### Given task
Retype, please, the listing from its opening line through the line that contains "string; use: string;", both included, without the pictures.

--- begin ---

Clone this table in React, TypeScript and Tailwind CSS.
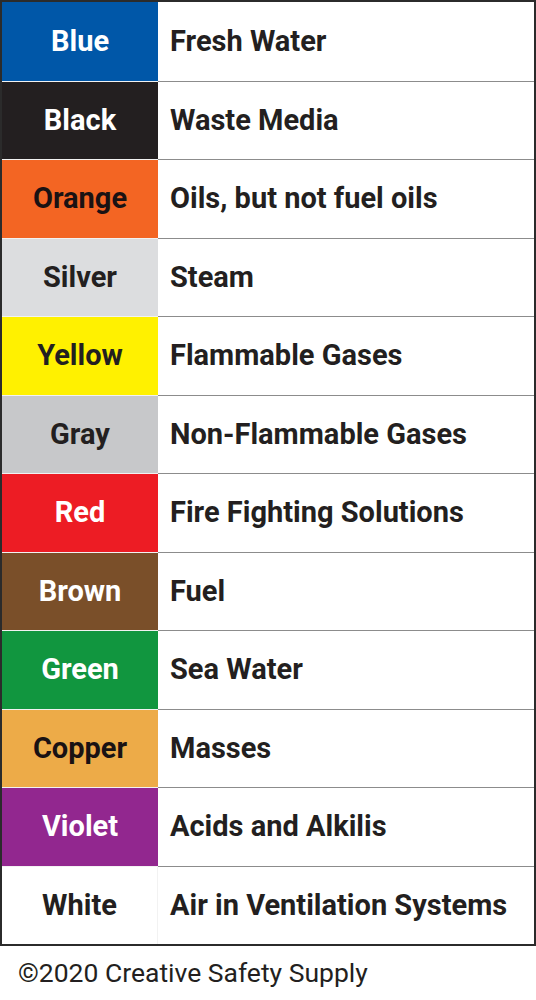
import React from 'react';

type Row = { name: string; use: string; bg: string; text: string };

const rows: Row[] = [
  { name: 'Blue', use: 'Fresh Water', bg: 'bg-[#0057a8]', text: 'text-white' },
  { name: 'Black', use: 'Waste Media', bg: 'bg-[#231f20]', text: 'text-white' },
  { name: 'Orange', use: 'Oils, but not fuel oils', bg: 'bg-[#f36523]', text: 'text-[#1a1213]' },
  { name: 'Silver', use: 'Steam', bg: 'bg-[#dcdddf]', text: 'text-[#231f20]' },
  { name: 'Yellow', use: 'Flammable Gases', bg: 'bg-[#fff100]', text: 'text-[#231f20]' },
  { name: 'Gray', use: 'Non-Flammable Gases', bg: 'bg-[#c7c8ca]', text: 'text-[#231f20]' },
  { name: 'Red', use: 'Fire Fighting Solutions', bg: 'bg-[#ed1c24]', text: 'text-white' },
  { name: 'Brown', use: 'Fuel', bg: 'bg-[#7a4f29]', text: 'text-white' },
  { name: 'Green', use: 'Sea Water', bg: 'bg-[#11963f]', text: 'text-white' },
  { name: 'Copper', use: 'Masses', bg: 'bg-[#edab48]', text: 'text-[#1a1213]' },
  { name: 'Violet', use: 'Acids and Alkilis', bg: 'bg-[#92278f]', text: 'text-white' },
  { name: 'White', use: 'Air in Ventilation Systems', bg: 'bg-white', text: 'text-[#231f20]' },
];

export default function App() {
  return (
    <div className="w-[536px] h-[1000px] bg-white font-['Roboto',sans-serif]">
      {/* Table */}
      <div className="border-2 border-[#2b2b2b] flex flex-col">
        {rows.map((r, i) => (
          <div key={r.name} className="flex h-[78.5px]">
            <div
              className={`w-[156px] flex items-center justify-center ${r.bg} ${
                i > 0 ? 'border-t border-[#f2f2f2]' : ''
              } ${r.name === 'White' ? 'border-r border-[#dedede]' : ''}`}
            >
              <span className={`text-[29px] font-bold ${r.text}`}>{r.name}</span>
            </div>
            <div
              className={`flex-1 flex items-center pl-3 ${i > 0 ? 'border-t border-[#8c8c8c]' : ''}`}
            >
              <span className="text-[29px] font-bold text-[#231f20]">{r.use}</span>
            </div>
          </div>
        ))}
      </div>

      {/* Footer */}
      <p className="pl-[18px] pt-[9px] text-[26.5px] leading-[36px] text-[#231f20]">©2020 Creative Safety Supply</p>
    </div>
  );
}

--- end ---

### Response
Clone this table in React, TypeScript and Tailwind CSS.
import React from 'react';

type Row = { name: string; use: string; bg: string; text: string };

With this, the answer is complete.